*The exercise*. Copy out all of the data exactly as it appears.
__________________________________________________
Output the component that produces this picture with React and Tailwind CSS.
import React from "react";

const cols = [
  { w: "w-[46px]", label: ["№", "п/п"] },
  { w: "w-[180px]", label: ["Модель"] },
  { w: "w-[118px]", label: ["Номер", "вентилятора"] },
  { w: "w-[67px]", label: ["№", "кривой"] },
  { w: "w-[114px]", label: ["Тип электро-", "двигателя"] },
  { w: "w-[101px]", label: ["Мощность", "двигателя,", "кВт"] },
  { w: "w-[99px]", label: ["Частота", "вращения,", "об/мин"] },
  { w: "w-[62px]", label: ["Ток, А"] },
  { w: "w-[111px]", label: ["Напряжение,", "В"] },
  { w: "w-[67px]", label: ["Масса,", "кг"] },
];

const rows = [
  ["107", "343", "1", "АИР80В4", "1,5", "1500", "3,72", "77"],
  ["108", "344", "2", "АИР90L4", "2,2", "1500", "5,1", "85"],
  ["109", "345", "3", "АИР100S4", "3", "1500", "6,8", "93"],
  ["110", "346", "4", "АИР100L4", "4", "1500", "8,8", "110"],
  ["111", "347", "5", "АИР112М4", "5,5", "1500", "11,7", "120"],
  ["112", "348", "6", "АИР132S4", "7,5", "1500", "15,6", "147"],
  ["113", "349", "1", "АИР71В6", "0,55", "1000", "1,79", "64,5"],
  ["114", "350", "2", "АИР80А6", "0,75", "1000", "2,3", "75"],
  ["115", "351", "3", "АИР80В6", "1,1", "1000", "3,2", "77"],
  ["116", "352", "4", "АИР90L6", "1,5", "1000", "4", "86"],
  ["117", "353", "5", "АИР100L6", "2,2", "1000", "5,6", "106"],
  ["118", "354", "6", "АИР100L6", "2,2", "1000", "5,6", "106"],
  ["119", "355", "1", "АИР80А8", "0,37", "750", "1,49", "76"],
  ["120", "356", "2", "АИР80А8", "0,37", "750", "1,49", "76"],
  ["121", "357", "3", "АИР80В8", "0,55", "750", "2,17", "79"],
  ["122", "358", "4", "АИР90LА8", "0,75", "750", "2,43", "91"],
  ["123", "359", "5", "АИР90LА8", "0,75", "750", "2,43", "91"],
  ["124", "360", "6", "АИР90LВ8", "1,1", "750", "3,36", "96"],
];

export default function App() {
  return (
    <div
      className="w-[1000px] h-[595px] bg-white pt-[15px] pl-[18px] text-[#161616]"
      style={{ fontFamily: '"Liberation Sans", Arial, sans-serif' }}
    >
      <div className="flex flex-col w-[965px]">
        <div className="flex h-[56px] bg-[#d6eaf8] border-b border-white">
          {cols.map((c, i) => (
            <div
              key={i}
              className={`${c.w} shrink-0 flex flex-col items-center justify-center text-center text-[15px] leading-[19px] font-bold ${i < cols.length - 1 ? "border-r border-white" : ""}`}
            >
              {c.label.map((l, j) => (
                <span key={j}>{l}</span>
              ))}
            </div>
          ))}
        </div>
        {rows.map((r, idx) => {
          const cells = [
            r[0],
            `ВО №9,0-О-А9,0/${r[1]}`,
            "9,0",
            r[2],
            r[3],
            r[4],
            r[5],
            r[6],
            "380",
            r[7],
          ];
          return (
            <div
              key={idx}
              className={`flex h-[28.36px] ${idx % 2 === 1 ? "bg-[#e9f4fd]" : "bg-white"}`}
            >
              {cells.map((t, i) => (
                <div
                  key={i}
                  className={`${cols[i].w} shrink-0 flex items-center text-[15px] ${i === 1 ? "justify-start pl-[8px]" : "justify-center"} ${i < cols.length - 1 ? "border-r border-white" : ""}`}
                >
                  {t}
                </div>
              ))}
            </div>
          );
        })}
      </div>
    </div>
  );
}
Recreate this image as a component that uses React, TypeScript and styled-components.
__________________________________________________
*Output for this exercise*.
Output the component that produces this picture with React and Tailwind CSS.
import React from "react";

const cols = [
  { w: "w-[46px]", label: ["№", "п/п"] },
  { w: "w-[180px]", label: ["Модель"] },
  { w: "w-[118px]", label: ["Номер", "вентилятора"] },
  { w: "w-[67px]", label: ["№", "кривой"] },
  { w: "w-[114px]", label: ["Тип электро-", "двигателя"] },
  { w: "w-[101px]", label: ["Мощность", "двигателя,", "кВт"] },
  { w: "w-[99px]", label: ["Частота", "вращения,", "об/мин"] },
  { w: "w-[62px]", label: ["Ток, А"] },
  { w: "w-[111px]", label: ["Напряжение,", "В"] },
  { w: "w-[67px]", label: ["Масса,", "кг"] },
];

const rows = [
  ["107", "343", "1", "АИР80В4", "1,5", "1500", "3,72", "77"],
  ["108", "344", "2", "АИР90L4", "2,2", "1500", "5,1", "85"],
  ["109", "345", "3", "АИР100S4", "3", "1500", "6,8", "93"],
  ["110", "346", "4", "АИР100L4", "4", "1500", "8,8", "110"],
  ["111", "347", "5", "АИР112М4", "5,5", "1500", "11,7", "120"],
  ["112", "348", "6", "АИР132S4", "7,5", "1500", "15,6", "147"],
  ["113", "349", "1", "АИР71В6", "0,55", "1000", "1,79", "64,5"],
  ["114", "350", "2", "АИР80А6", "0,75", "1000", "2,3", "75"],
  ["115", "351", "3", "АИР80В6", "1,1", "1000", "3,2", "77"],
  ["116", "352", "4", "АИР90L6", "1,5", "1000", "4", "86"],
  ["117", "353", "5", "АИР100L6", "2,2", "1000", "5,6", "106"],
  ["118", "354", "6", "АИР100L6", "2,2", "1000", "5,6", "106"],
  ["119", "355", "1", "АИР80А8", "0,37", "750", "1,49", "76"],
  ["120", "356", "2", "АИР80А8", "0,37", "750", "1,49", "76"],
  ["121", "357", "3", "АИР80В8", "0,55", "750", "2,17", "79"],
  ["122", "358", "4", "АИР90LА8", "0,75", "750", "2,43", "91"],
  ["123", "359", "5", "АИР90LА8", "0,75", "750", "2,43", "91"],
  ["124", "360", "6", "АИР90LВ8", "1,1", "750", "3,36", "96"],
];

export default function App() {
  return (
    <div
      className="w-[1000px] h-[595px] bg-white pt-[15px] pl-[18px] text-[#161616]"
      style={{ fontFamily: '"Liberation Sans", Arial, sans-serif' }}
    >
      <div className="flex flex-col w-[965px]">
        <div className="flex h-[56px] bg-[#d6eaf8] border-b border-white">
          {cols.map((c, i) => (
            <div
              key={i}
              className={`${c.w} shrink-0 flex flex-col items-center justify-center text-center text-[15px] leading-[19px] font-bold ${i < cols.length - 1 ? "border-r border-white" : ""}`}
            >
              {c.label.map((l, j) => (
                <span key={j}>{l}</span>
              ))}
            </div>
          ))}
        </div>
        {rows.map((r, idx) => {
          const cells = [
            r[0],
            `ВО №9,0-О-А9,0/${r[1]}`,
            "9,0",
            r[2],
            r[3],
            r[4],
            r[5],
            r[6],
            "380",
            r[7],
          ];
          return (
            <div
              key={idx}
              className={`flex h-[28.36px] ${idx % 2 === 1 ? "bg-[#e9f4fd]" : "bg-white"}`}
            >
              {cells.map((t, i) => (
                <div
                  key={i}
                  className={`${cols[i].w} shrink-0 flex items-center text-[15px] ${i === 1 ? "justify-start pl-[8px]" : "justify-center"} ${i < cols.length - 1 ? "border-r border-white" : ""}`}
                >
                  {t}
                </div>
              ))}
            </div>
          );
        })}
      </div>
    </div>
  );
}
Recreate this image as a component that uses React, TypeScript and styled-components.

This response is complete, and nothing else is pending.